New detailed molecular map of skin layer creates pathways for treatments
Scientists have accurately analyzed the tough barrier layer of the skin, giving the most detailed molecular map of its structure, which will help in the development of new skin products and treatments.
Researchers from the University of Nottingham used the latest three-dimensional mass spectrometry imaging technique to analyze human skin tissue from the stratum corneum to reveal its molecular chemistry in unprecedented detail. These new findings provide increased fundamental understanding in skin biology and enable the development of new skin products and treatments. These research findings have been published today in PNAS.
The University of Nottingham was the first university in the world to own and operate the 3D OrbiSIMS instrument used in this research. The technology facilitates an unprecedented level of molecular analysis for a range of materials including biological tissues, such as human skin. Importantly, its high-mass resolving power, chemical specificity and high sensitivity allow it to be used to analyze in situ human skin samples to accurately map the molecular structure of the skin.

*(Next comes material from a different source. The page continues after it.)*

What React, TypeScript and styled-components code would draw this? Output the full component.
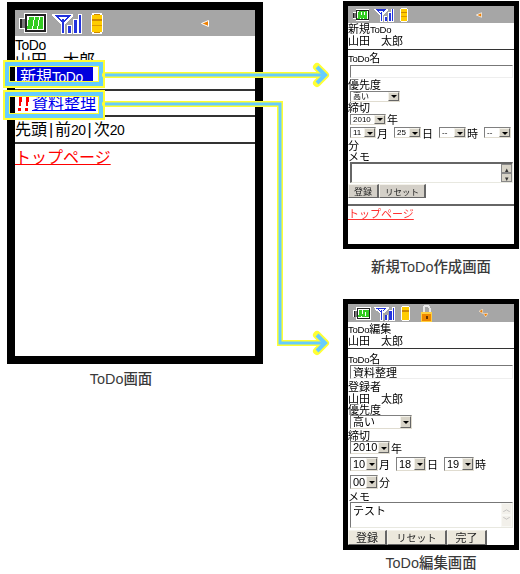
import React from 'react';
import styled, { createGlobalStyle } from 'styled-components';

const GlobalStyle = createGlobalStyle`
  html, body {
    margin: 0;
    padding: 0;
    background: #fff;
  }
`;

// status bar icons, drawn on a pixel grid
const BatteryIcon = ({ w, h }: { w: number; h: number }) => (
  <svg width={w} height={h} viewBox="0 0 28 20" shapeRendering="crispEdges">
    <rect x="5" y="0" width="23" height="20" fill="#fff" />
    <rect x="0" y="5" width="6" height="11" fill="#fff" />
    <rect x="6" y="1" width="21" height="18" fill="#222" />
    <rect x="1" y="6" width="5" height="9" fill="#777" />
    <rect x="1" y="6" width="2" height="9" fill="#222" />
    <rect x="8" y="3" width="17" height="14" fill="#fff" />
    <path d="M10 4h5l-2 12h-5zM16 4h4l-2 12h-4zM21 4h3v12h-5z" fill="#33cc22" />
  </svg>
);

const AntennaIcon = ({ w, h }: { w: number; h: number }) => (
  <svg width={w} height={h} viewBox="0 0 30 21" shapeRendering="crispEdges">
    <path d="M0 1h21v3l-8 7v10h-4v-10l-8-7z" fill="#fff" />
    <path d="M2 2h17l-7 7v11h-2v-11zM6 4l4 4v-2h2v2l3-4z" fill="#2233dd" fillRule="evenodd" />
    <rect x="15" y="12" width="5" height="9" fill="#fff" />
    <rect x="16" y="13" width="3" height="7" fill="#2233dd" />
    <rect x="21" y="6" width="5" height="15" fill="#fff" />
    <rect x="22" y="7" width="3" height="13" fill="#2233dd" />
    <rect x="26" y="1" width="4" height="20" fill="#fff" />
    <rect x="27" y="2" width="2" height="18" fill="#2233dd" />
  </svg>
);

const CoinIcon = ({ w, h }: { w: number; h: number }) => (
  <svg width={w} height={h} viewBox="0 0 12 21" shapeRendering="crispEdges">
    <rect x="1" y="0" width="10" height="21" fill="#fff" />
    <rect x="0" y="2" width="12" height="17" fill="#fff" />
    <rect x="1" y="2" width="10" height="4" fill="#ffcc00" />
    <rect x="1" y="8" width="10" height="11" fill="#ffcc00" />
    <rect x="3" y="1" width="6" height="1" fill="#cc8800" />
    <rect x="1" y="6" width="10" height="2" fill="#cc8800" />
    <rect x="1" y="12" width="10" height="1" fill="#dd9900" />
    <rect x="3" y="19" width="6" height="1" fill="#cc8800" />
  </svg>
);

const LockIcon = () => (
  <svg width={11} height={17} viewBox="0 0 11 17" shapeRendering="crispEdges">
    <path d="M2.5 8v-5l1.5-2h3l1.5 2v5" fill="none" stroke="#e8e8e8" strokeWidth="2" />
    <rect x="0" y="7" width="11" height="10" fill="#ffd040" />
    <rect x="1" y="9" width="9" height="7" fill="#ee8800" />
    <rect x="5" y="11" width="2" height="3" fill="#663300" />
  </svg>
);

const SignalArrow = ({ w, h, dual }: { w: number; h: number; dual?: boolean }) => (
  <svg width={w} height={h} viewBox={dual ? '0 0 10 9' : '0 0 8 7'}>
    {dual ? (
      <>
        <path d="M0 2.5L4 0v5z" fill="#f08000" stroke="#fff" strokeWidth="0.6" />
        <path d="M5 5h5L7.5 9z" fill="#f08000" stroke="#fff" strokeWidth="0.6" />
      </>
    ) : (
      <path d="M0.5 3.5L7.5 0.5v6z" fill="#f08000" stroke="#fff" strokeWidth="1" />
    )}
  </svg>
);

const UrgentIcon = () => (
  <svg width={14} height={17} viewBox="0 0 14 17" shapeRendering="crispEdges">
    <path d="M2 1h4l-1 1v2l-1 8h-2zM9 1h4l-1 1v2l-1 8h-2z" fill="#ff0000" />
    <rect x="1" y="14" width="3" height="3" fill="#ff0000" />
    <rect x="8" y="14" width="3" height="3" fill="#ff0000" />
  </svg>
);

const ArrowSelect = ({ value, w, h, wide }: { value: string; w: number; h: number; wide?: boolean }) => (
  <SelectBox $w={w} $h={h}>
    <SelectValue $wide={wide} $h={h}>{value}</SelectValue>
    <SelectButton />
  </SelectBox>
);

const NewScreen = () => (
  <>
    <Line $h={11}>新規<Half>ToDo</Half></Line>
    <Line $h={12}>山田　太郎</Line>
    <Divider $mt={3} />
    <Line $h={13} $mt={1}><Half>ToDo</Half>名</Line>
    <TextInput $h={13} $mt={1} />
    <Line $h={12}>優先度</Line>
    <Row $h={12}><ArrowSelect value="高い" w={50} h={11} /></Row>
    <Line $h={11}>締切</Line>
    <Row $h={12}>
      <Field><ArrowSelect value="2010" w={36} h={11} /><Unit>年</Unit></Field>
    </Row>
    <Row $h={13} $mt={1}>
      <Field><ArrowSelect value="11" w={26} h={11} /><Unit>月</Unit></Field>
      <Field><ArrowSelect value="25" w={27} h={11} /><Unit>日</Unit></Field>
      <Field><ArrowSelect value="--" w={27} h={11} /><Unit>時</Unit></Field>
      <Field><ArrowSelect value="--" w={27} h={11} /></Field>
    </Row>
    <Line $h={11} $mt={1}>分</Line>
    <Line $h={11}>メモ</Line>
    <Memo $h={21} $active>
      <Scroll><ScrollStep>▴</ScrollStep><ScrollStep>▾</ScrollStep></Scroll>
    </Memo>
    <Buttons $mt={1}>
      <FormButton $w={31} $h={14} $fs={9}>登録</FormButton>
      <FormButton $w={47} $h={14} $fs={8.5}>リセット</FormButton>
    </Buttons>
    <Divider $mt={6} $color="#666" $size={2} />
    <Line $h={13} $mt={1}><TopLink $soft>トップページ</TopLink></Line>
  </>
);

const EditScreen = () => (
  <>
    <Line $h={12}><Half>ToDo</Half>編集</Line>
    <Line $h={13}>山田　太郎</Line>
    <Divider $mt={1} />
    <Line $h={12} $mt={3}><Half>ToDo</Half>名</Line>
    <TextInput $h={14} $mt={1}>資料整理</TextInput>
    <Line $h={12} $mt={1}>登録者</Line>
    <Line $h={12}>山田　太郎</Line>
    <Line $h={11}>優先度</Line>
    <Row $h={14}><ArrowSelect value="高い" w={62} h={14} wide /></Row>
    <Line $h={12}>締切</Line>
    <Row $h={13}>
      <Field><ArrowSelect value="2010" w={40} h={13} wide /><Unit>年</Unit></Field>
    </Row>
    <Row $h={15} $mt={2}>
      <Field><ArrowSelect value="10" w={28} h={14} wide /><Unit>月</Unit></Field>
      <Field><ArrowSelect value="18" w={30} h={14} wide /><Unit>日</Unit></Field>
      <Field><ArrowSelect value="19" w={30} h={14} wide /><Unit>時</Unit></Field>
    </Row>
    <Row $h={15} $mt={3}>
      <Field><ArrowSelect value="00" w={28} h={14} wide /><Unit>分</Unit></Field>
    </Row>
    <Line $h={12} $mt={1}>メモ</Line>
    <Memo $h={26}>
      テスト
      <Scroll><ScrollStep $faded>︿</ScrollStep><ScrollStep $faded>﹀</ScrollStep></Scroll>
    </Memo>
    <Buttons $mt={2}>
      <FormButton $w={39} $h={15} $fs={11} $light>登録</FormButton>
      <FormButton $w={60} $h={15} $fs={10} $light>リセット</FormButton>
      <FormButton $w={40} $h={15} $fs={11} $light>完了</FormButton>
    </Buttons>
  </>
);

const App: React.FC = () => (
  <Page>
    <GlobalStyle />
    <LeftColumn>
      <Phone $w={256} $h={362} $border={8}>
        <StatusBar $h={26} $pad={4} $gap={5}>
          <BatteryIcon w={28} h={20} />
          <AntennaIcon w={30} h={21} />
          <IconSlot $ml={4}><CoinIcon w={12} h={21} /></IconSlot>
          <ArrowSlot $mr={46}><SignalArrow w={8} h={7} /></ArrowSlot>
        </StatusBar>
        <BigScreen>
          <Line $h={15}><Half>ToDo</Half></Line>
          <Line $h={16}>山田　太郎</Line>
          <Line $h={16}>
            <Selected>新規<Half>ToDo</Half></Selected>
          </Line>
          <Divider $mt={6} $size={2} />
          <TodoRow>
            <UrgentIcon />
            <TodoLink>資料整理</TodoLink>
          </TodoRow>
          <Divider $mt={3} $size={2} />
          <Line $h={18} $mt={2}>
            先頭<Bar>|</Bar>前<Half>20</Half><Bar>|</Bar>次<Half>20</Half>
          </Line>
          <Divider $mt={5} $size={2} />
          <Line $h={18} $mt={3}><TopLink>トップページ</TopLink></Line>
        </BigScreen>
      </Phone>
      <Caption $mt={6} $pr={28}>ToDo画面</Caption>
    </LeftColumn>

    <RightColumn>
      <Phone $w={176} $h={248} $border={5} $small>
        <StatusBar $h={17} $pad={4} $gap={4}>
          <BatteryIcon w={18} h={12} />
          <AntennaIcon w={20} h={14} />
          <IconSlot $ml={2}><CoinIcon w={8} h={14} /></IconSlot>
          <ArrowSlot $mr={32}><SignalArrow w={6} h={6} /></ArrowSlot>
        </StatusBar>
        <NewScreen />
      </Phone>
      <Caption $mt={9}>新規ToDo作成画面</Caption>
      <Phone $w={176} $h={251} $border={5} $small $mt={23}>
        <StatusBar $h={18} $pad={4} $gap={2}>
          <BatteryIcon w={20} h={13} />
          <AntennaIcon w={21} h={15} />
          <IconSlot $ml={4}><CoinIcon w={9} h={15} /></IconSlot>
          <IconSlot $ml={9}><LockIcon /></IconSlot>
          <ArrowSlot $mr={26}><SignalArrow w={9} h={8} dual /></ArrowSlot>
        </StatusBar>
        <EditScreen />
      </Phone>
      <Caption $mt={4}>ToDo編集画面</Caption>
    </RightColumn>

    <Highlight $top={60} $h={28} />
    <Highlight $top={90} $h={30} />
    <Connectors width={520} height={574} viewBox="0 0 520 574">
      <g fill="none" stroke="#ffff33" strokeWidth="6" strokeLinejoin="round" strokeLinecap="round">
        <path d="M105 75H325" />
        <path d="M317 67L325 75L317 83" strokeWidth="8" />
        <path d="M105 104H280V343H325" strokeLinejoin="miter" />
        <path d="M317 335L325 343L317 351" strokeWidth="8" />
      </g>
      <g fill="none" stroke="#66ccff" strokeWidth="3">
        <path d="M105 75H325" />
        <path d="M317 67L325 75L317 83" strokeWidth="4" />
        <path d="M105 104H280V343H325" />
        <path d="M317 335L325 343L317 351" strokeWidth="4" />
      </g>
    </Connectors>
  </Page>
);

export default App;

const jpFont = `"Noto Sans CJK JP", "Liberation Sans", sans-serif`;

const Page = styled.div`
  position: relative;
  display: flex;
  align-items: flex-start;
  box-sizing: border-box;
  width: 520px;
  height: 574px;
  overflow: hidden;
  font-family: ${jpFont};
  color: #000;
`;

const LeftColumn = styled.div`
  display: flex;
  flex-direction: column;
  margin: 2px 0 0 7px;
  width: 256px;
`;

const RightColumn = styled.div`
  display: flex;
  flex-direction: column;
  margin: 1px 0 0 80px;
  width: 176px;
`;

const Phone = styled.div<{ $w: number; $h: number; $border: number; $small?: boolean; $mt?: number }>`
  box-sizing: border-box;
  width: ${(p) => p.$w}px;
  height: ${(p) => p.$h}px;
  margin-top: ${(p) => p.$mt ?? 0}px;
  border: ${(p) => p.$border}px solid #000;
  background: #fff;
  overflow: hidden;
  font-size: ${(p) => (p.$small ? 11 : 16)}px;
  ${(p) => p.$small && 'filter: blur(0.4px);'}
`;

const StatusBar = styled.div<{ $h: number; $pad: number; $gap: number }>`
  display: flex;
  align-items: center;
  gap: ${(p) => p.$gap}px;
  height: ${(p) => p.$h}px;
  padding-left: ${(p) => p.$pad}px;
  background: #a6a6a6;
`;

const IconSlot = styled.span<{ $ml: number }>`
  display: flex;
  margin-left: ${(p) => p.$ml}px;
`;

const ArrowSlot = styled.span<{ $mr: number }>`
  display: flex;
  margin: 0 ${(p) => p.$mr}px 0 auto;
`;

const BigScreen = styled.div`
  display: flex;
  flex-direction: column;
`;

const Line = styled.div<{ $h: number; $mt?: number }>`
  height: ${(p) => p.$h}px;
  line-height: ${(p) => p.$h}px;
  margin-top: ${(p) => p.$mt ?? 0}px;
  white-space: nowrap;
`;

// half-width latin, the handsets draw it at half the width of a kanji
const Half = styled.span`
  font-family: "Liberation Sans", ${jpFont};
  font-size: 0.87em;
  letter-spacing: -0.03em;
`;

const Bar = styled.span`
  display: inline-block;
  width: 8px;
  text-align: center;
  font-family: "Liberation Sans", ${jpFont};
`;

const Divider = styled.div<{ $mt: number; $size?: number; $color?: string }>`
  height: ${(p) => p.$size ?? 1}px;
  margin-top: ${(p) => p.$mt}px;
  background: ${(p) => p.$color ?? '#333'};
`;

const Selected = styled.span`
  display: inline-block;
  box-sizing: border-box;
  width: 79px;
  height: 16px;
  margin-left: 1px;
  padding-left: 3px;
  background: #0000dd;
  color: #fff;
  border-left: 1px solid #fff;
  border-right: 2px solid #fff;
  line-height: 16px;
  white-space: nowrap;
`;

const TodoRow = styled.div`
  display: flex;
  align-items: center;
  gap: 1px;
  height: 19px;
  margin-top: 2px;
  padding-left: 2px;
`;

const TodoLink = styled.a`
  color: #0000ee;
  text-decoration: underline;
  line-height: 19px;
`;

const TopLink = styled.a<{ $soft?: boolean }>`
  color: ${(p) => (p.$soft ? '#ff3333' : '#ff0000')};
  text-decoration: underline;
`;

const TextInput = styled.div<{ $h: number; $mt: number }>`
  box-sizing: border-box;
  height: ${(p) => p.$h}px;
  margin: ${(p) => p.$mt}px 1px 0 2px;
  padding-left: 2px;
  border-top: 1px solid #777;
  border-left: 1px solid #777;
  border-right: 1px solid #eee;
  border-bottom: 1px solid #eee;
  line-height: ${(p) => p.$h - 2}px;
  white-space: nowrap;
`;

const Row = styled.div<{ $h: number; $mt?: number }>`
  display: flex;
  align-items: center;
  gap: 6px;
  height: ${(p) => p.$h}px;
  margin-top: ${(p) => p.$mt ?? 0}px;
  padding-left: 2px;
`;

const Field = styled.span`
  display: inline-flex;
  align-items: center;
  gap: 1px;
`;

const Unit = styled.span`
  line-height: 12px;
`;

const SelectBox = styled.span<{ $w: number; $h: number }>`
  display: flex;
  box-sizing: border-box;
  width: ${(p) => p.$w}px;
  height: ${(p) => p.$h}px;
  border-top: 1px solid #808080;
  border-left: 1px solid #808080;
  border-right: 1px solid #e0dcd0;
  border-bottom: 1px solid #e0dcd0;
  background: #fff;
`;

const SelectValue = styled.span<{ $wide?: boolean; $h: number }>`
  flex: 1;
  padding-left: 2px;
  overflow: hidden;
  font-family: "Liberation Sans", ${jpFont};
  font-size: ${(p) => (p.$wide ? 11 : 8)}px;
  line-height: ${(p) => p.$h - 2}px;
  white-space: nowrap;
`;

const SelectButton = styled.span`
  position: relative;
  flex: none;
  box-sizing: border-box;
  width: 11px;
  background: #d8d4c8;
  border-top: 1px solid #f4f2ea;
  border-left: 1px solid #f4f2ea;
  border-right: 1px solid #666;
  border-bottom: 1px solid #666;

  &::after {
    content: '';
    position: absolute;
    left: 50%;
    top: 50%;
    margin: -1px 0 0 -3px;
    border: 3px solid transparent;
    border-top-color: #000;
    border-bottom-width: 0;
  }
`;

const Memo = styled.div<{ $h: number; $active?: boolean }>`
  position: relative;
  box-sizing: border-box;
  height: ${(p) => p.$h}px;
  margin: 0 1px 0 2px;
  padding-left: 2px;
  border-top: ${(p) => (p.$active ? '2px solid #666' : '1px solid #777')};
  border-left: ${(p) => (p.$active ? '2px solid #666' : '1px solid #777')};
  border-right: 1px solid #e8e8e0;
  border-bottom: 1px solid #e8e8e0;
  line-height: 15px;
`;

const Scroll = styled.div`
  position: absolute;
  top: 0;
  right: 0;
  bottom: 0;
  display: flex;
  flex-direction: column;
  width: 11px;
`;

const ScrollStep = styled.span<{ $faded?: boolean }>`
  flex: 1;
  box-sizing: border-box;
  background: ${(p) => (p.$faded ? '#f2f0ea' : '#d8d4c8')};
  border: 1px solid ${(p) => (p.$faded ? '#f8f8f4' : '#888')};
  color: ${(p) => (p.$faded ? '#aaa' : '#333')};
  font-size: 7px;
  line-height: 8px;
  text-align: center;
  overflow: hidden;
`;

const Buttons = styled.div<{ $mt: number }>`
  display: flex;
  margin-top: ${(p) => p.$mt}px;
`;

const FormButton = styled.button<{ $w: number; $h: number; $fs: number; $light?: boolean }>`
  box-sizing: border-box;
  width: ${(p) => p.$w}px;
  height: ${(p) => p.$h}px;
  padding: 0;
  background: ${(p) => (p.$light ? '#ece8dc' : '#d4d0c8')};
  border-top: 1px solid #f4f2ea;
  border-left: 1px solid #f4f2ea;
  border-right: 2px solid #666;
  border-bottom: 1px solid #666;
  color: #222;
  font-family: ${jpFont};
  font-size: ${(p) => p.$fs}px;
  line-height: 11px;
`;

const Caption = styled.div<{ $mt: number; $pr?: number }>`
  margin-top: ${(p) => p.$mt}px;
  padding-right: ${(p) => p.$pr ?? 0}px;
  color: #3a3a3a;
  font-family: "Liberation Sans", "Noto Sans CJK JP", sans-serif;
  font-size: 14.4px;
  font-weight: 500;
  line-height: 18px;
  text-align: center;
`;

const Highlight = styled.div<{ $top: number; $h: number }>`
  position: absolute;
  left: 3px;
  top: ${(p) => p.$top}px;
  box-sizing: border-box;
  width: 102px;
  height: ${(p) => p.$h}px;
  border: 2px solid #ffff33;
  box-shadow: inset 0 0 0 4px #66ccff, inset 0 0 0 5px #ffff33;
`;

const Connectors = styled.svg`
  position: absolute;
  left: 0;
  top: 0;
  pointer-events: none;
`;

Researchers used ex vivo full-thickness human skin tissue samples and a single gas cluster ion beam to both sputter through the skin and generate secondary ions, which were analyzed using the Orbitrap to generate a depth profile. This process showed the range of chemistries and 3D distributions within the stratum corneum and indicate how these relate to fundamental biological processes such as the cholesterol sulfate cycle.
David Scurr, Principal Research Fellow in the School of Pharmacy, led the research and said, "This research gives the chemical structure detail of the stratum corneum never seen before. The information we were able to gather on the complex chemistry of this tough barrier layer has the potential to benefit research into fundamental biological processes, such as those associated with aging and disease, in addition to improving the efficacy of topical delivery."
This research is part of a collaboration with No7 Beauty Company, and the analysis done as part of this study has also shown the penetration profile of the stratum corneum. The team were able to accurately track the penetration of No7's peptide blend Super Matrixyl 3000 Plus (a trademark of Sederma) following topical application to the skin surface, and detected the peptides responsible for targeting invisible photo-damage that occurs early in the aging process.
Mike Bell, Head of Science Research at No7 Beauty Company, said, "Commercially this research is very significant as this technique can offer an improved understanding of topical delivery and therefore lead to the development of more effective peptide-based anti-aging products."